* What is expected
Which lines include the word "screenshot"? Copy each of them.
================
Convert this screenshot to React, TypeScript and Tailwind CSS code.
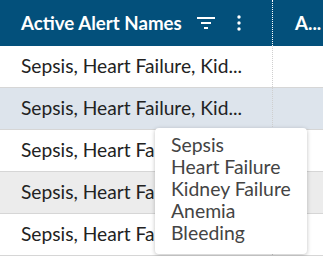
import React from "react";

const rows = [
  "bg-white",
  "bg-[#dde4ec]",
  "bg-white",
  "bg-[#ececec]",
  "bg-white",
];

export default function App() {
  return (
    <div className="relative w-[323px] h-[256px] overflow-hidden bg-white font-['Lato',sans-serif]">
      <div className="flex h-[46px] bg-[#03507b] text-white">
        <div className="flex items-center w-[273px] pl-[21px] border-r border-dotted border-white">
          <span className="text-[18.7px] font-bold whitespace-nowrap">Active Alert Names</span>
          <svg className="ml-[15px] shrink-0" width="18" height="14" viewBox="0 0 18 14">
            <rect x="0" y="1" width="18" height="2" fill="white" />
            <rect x="4" y="6" width="10" height="2" fill="white" />
            <rect x="7" y="11" width="4" height="2" fill="white" />
          </svg>
          <svg className="ml-[22px] shrink-0" width="4" height="16" viewBox="0 0 4 16">
            <circle cx="2" cy="2" r="1.7" fill="white" />
            <circle cx="2" cy="8" r="1.7" fill="white" />
            <circle cx="2" cy="14" r="1.7" fill="white" />
          </svg>
        </div>
        <div className="flex items-center pl-[22px] text-[18.7px] font-bold">A...</div>
      </div>
      {rows.map((bg, i) => (
        <div key={i} className={`flex h-[42px] border-b border-[#d6d6d6] ${bg}`}>
          <div className="flex items-center w-[273px] pl-[21px] border-r border-dotted border-[#cfcfcf] text-[19.2px] text-[#222] whitespace-nowrap">
            Sepsis, Heart Failure, Kid...
          </div>
          <div className="flex-1" />
        </div>
      ))}
      <div className="absolute left-[155px] top-[128px] w-[152px] h-[126px] bg-white rounded-[4px] shadow-[0_1px_4px_rgba(0,0,0,0.25)] pl-[16px] pt-[6px] text-[19.4px] leading-[22px] text-[#444] whitespace-nowrap">
        <div>Sepsis</div>
        <div>Heart Failure</div>
        <div>Kidney Failure</div>
        <div>Anemia</div>
        <div>Bleeding</div>
      </div>
    </div>
  );
}
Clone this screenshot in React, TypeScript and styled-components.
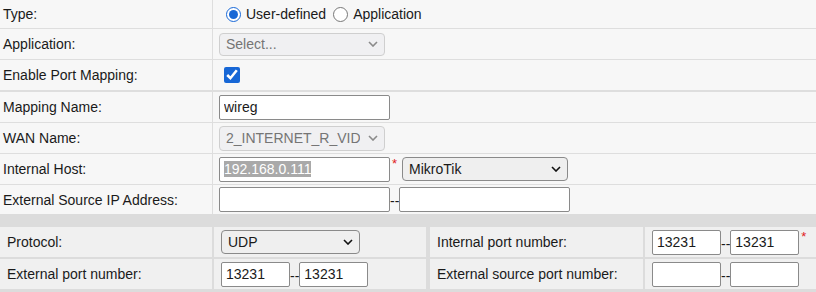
import { FC, ReactNode, useEffect, useRef } from "react";
import styled, { createGlobalStyle, css } from "styled-components";

const GlobalStyle = createGlobalStyle`
  html, body {
    margin: 0;
    padding: 0;
    background: #f7f7f7;
  }
  body {
    font-family: "Liberation Sans", Arial, sans-serif;
    font-size: 14px;
    color: #1a1a1a;
  }
  * {
    box-sizing: border-box;
  }
`;

type SelectPT = {
  width: number;
  height?: number;
  value: string;
  disabled?: boolean;
};

const Select: FC<SelectPT> = ({ width, height = 24, value, disabled }) => (
  <StyledSelectWrap $w={width} $h={height}>
    <StyledSelect disabled={disabled} value={value} onChange={() => {}}>
      <option value={value}>{value}</option>
    </StyledSelect>
    <StyledChevron
      width="10"
      height="6"
      viewBox="0 0 10 6"
      $disabled={!!disabled}
    >
      <path d="M1 1 L5 5 L9 1" fill="none" strokeWidth="1.6" />
    </StyledChevron>
  </StyledSelectWrap>
);

const Range: FC<{ width: number; from?: string; to?: string; required?: boolean }> = ({
  width,
  from = "",
  to = "",
  required,
}) => (
  <StyledInline>
    <StyledInput $w={width} defaultValue={from} />
    <StyledDash>--</StyledDash>
    <StyledInput $w={width} defaultValue={to} />
    {required && <StyledStar>*</StyledStar>}
  </StyledInline>
);

const TopRow: FC<{ label: string; height?: number; thick?: boolean; children?: ReactNode }> = ({
  label,
  height = 30,
  thick,
  children,
}) => (
  <StyledTopRow $h={height} $thick={!!thick}>
    <StyledTopLabel>{label}</StyledTopLabel>
    <StyledTopValue>{children}</StyledTopValue>
  </StyledTopRow>
);

export default function App() {
  const hostRef = useRef<HTMLInputElement>(null);

  useEffect(() => {
    const el = hostRef.current;
    if (el) {
      el.focus();
      el.setSelectionRange(0, el.value.length);
    }
  }, []);

  return (
    <>
      <GlobalStyle />
      <StyledPage>
        <section>
          <TopRow label="Type:" height={28}>
            <StyledChoice>
              <StyledRadio type="radio" name="type" defaultChecked />
              User-defined
            </StyledChoice>
            <StyledChoice>
              <StyledRadio type="radio" name="type" />
              Application
            </StyledChoice>
          </TopRow>
          <TopRow label="Application:">
            <Select width={166} height={23} value="Select..." disabled />
          </TopRow>
          <TopRow label="Enable Port Mapping:" thick>
            <StyledCheckbox type="checkbox" defaultChecked />
          </TopRow>
          <TopRow label="Mapping Name:">
            <StyledInput $w={171} defaultValue="wireg" />
          </TopRow>
          <TopRow label="WAN Name:">
            <Select width={166} height={25} value="2_INTERNET_R_VID_100" disabled />
          </TopRow>
          <TopRow label="Internal Host:">
            <StyledInline>
              <StyledHostInput ref={hostRef} $w={171} defaultValue="192.168.0.111" />
              <StyledStar $gap>*</StyledStar>
              <Select width={166} value="MikroTik" />
            </StyledInline>
          </TopRow>
          <TopRow label="External Source IP Address:" height={29}>
            <Range width={171} />
          </TopRow>
        </section>

        <StyledPorts>
          <StyledPortCell $label>Protocol:</StyledPortCell>
          <StyledPortCell $narrow>
            <Select width={139} value="UDP" />
          </StyledPortCell>
          <StyledPortCell $label>Internal port number:</StyledPortCell>
          <StyledPortCell>
            <Range width={69} from="13231" to="13231" required />
          </StyledPortCell>

          <StyledPortCell $label>External port number:</StyledPortCell>
          <StyledPortCell $narrow>
            <Range width={69} from="13231" to="13231" />
          </StyledPortCell>
          <StyledPortCell $label>External source port number:</StyledPortCell>
          <StyledPortCell>
            <Range width={69} />
          </StyledPortCell>
        </StyledPorts>
      </StyledPage>
    </>
  );
}

const StyledPage = styled.div`
  width: 816px;
  background: #f7f7f7;
`;

const StyledTopRow = styled.div<{ $h: number; $thick: boolean }>`
  display: grid;
  grid-template-columns: 213px 1fr;
  height: ${(props) => props.$h + 1}px;
  border-bottom: 1px solid #dedede;
  ${(props) =>
    props.$thick &&
    css`
      height: ${props.$h + 2}px;
      border-bottom-width: 2px;
    `}
  &:last-child {
    border-bottom: none;
    height: ${(props) => props.$h}px;
  }
`;

const StyledTopLabel = styled.div`
  display: flex;
  align-items: center;
  padding-left: 3px;
  border-right: 1px solid #dedede;
`;

const StyledTopValue = styled.div`
  display: flex;
  align-items: center;
  padding-left: 6px;
`;

const StyledPorts = styled.div`
  display: grid;
  grid-template-columns: 212px 214px 213px 1fr;
  grid-auto-rows: 30px;
  gap: 2px;
  padding: 13px 0 3px;
  background: #dcdcdc;
`;

const StyledPortCell = styled.div<{ $label?: boolean; $narrow?: boolean }>`
  display: flex;
  align-items: center;
  padding-left: 7px;
  background: #f0f0f0;
  ${(props) =>
    props.$narrow &&
    css`
      margin-right: 2px;
    `}
`;

const StyledInline = styled.div`
  display: flex;
  align-items: center;
`;

const StyledInput = styled.input<{ $w: number }>`
  width: ${(props) => props.$w}px;
  height: 25px;
  padding: 1px 4px;
  border: 1px solid #8a8a8a;
  border-radius: 2px;
  background: #fff;
  font-family: inherit;
  font-size: 14px;
  color: #1a1a1a;
  outline: none;
`;

const StyledHostInput = styled(StyledInput)`
  &::selection {
    background: #a9a9a9;
    color: #fff;
  }
`;

const StyledDash = styled.span`
  align-self: flex-end;
  padding-bottom: 4px;
  line-height: 1;
`;

const StyledStar = styled.span<{ $gap?: boolean }>`
  align-self: flex-start;
  margin: 0 ${(props) => (props.$gap ? "5px" : "0")} 0 2px;
  color: #e02020;
  font-size: 13px;
  line-height: 1;
`;

const StyledSelectWrap = styled.div<{ $w: number; $h: number }>`
  position: relative;
  width: ${(props) => props.$w}px;
  height: ${(props) => props.$h}px;
`;

const StyledSelect = styled.select`
  appearance: none;
  width: 100%;
  height: 100%;
  padding: 0 24px 0 6px;
  border: 1px solid #8a8a8a;
  border-radius: 4px;
  background: #efefef;
  font-family: inherit;
  font-size: 14px;
  color: #1a1a1a;
  outline: none;
  &:disabled {
    border-color: #cfcfcf;
    background: #f0f0f2;
    color: #757575;
    opacity: 1;
  }
`;

const StyledChevron = styled.svg<{ $disabled: boolean }>`
  position: absolute;
  right: 7px;
  top: 50%;
  margin-top: -3px;
  pointer-events: none;
  stroke: ${(props) => (props.$disabled ? "#8a8a8a" : "#111")};
`;

const StyledChoice = styled.label`
  display: inline-flex;
  align-items: center;
`;

const StyledRadio = styled.input`
  width: 15px;
  height: 15px;
  margin: 0 5px 0 7px;
  accent-color: #1767d6;
`;

const StyledCheckbox = styled.input`
  width: 16px;
  height: 16px;
  margin: 0 0 0 5px;
  accent-color: #1767d6;
`;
================
* Response to the task
Convert this screenshot to React, TypeScript and Tailwind CSS code.
Clone this screenshot in React, TypeScript and styled-components.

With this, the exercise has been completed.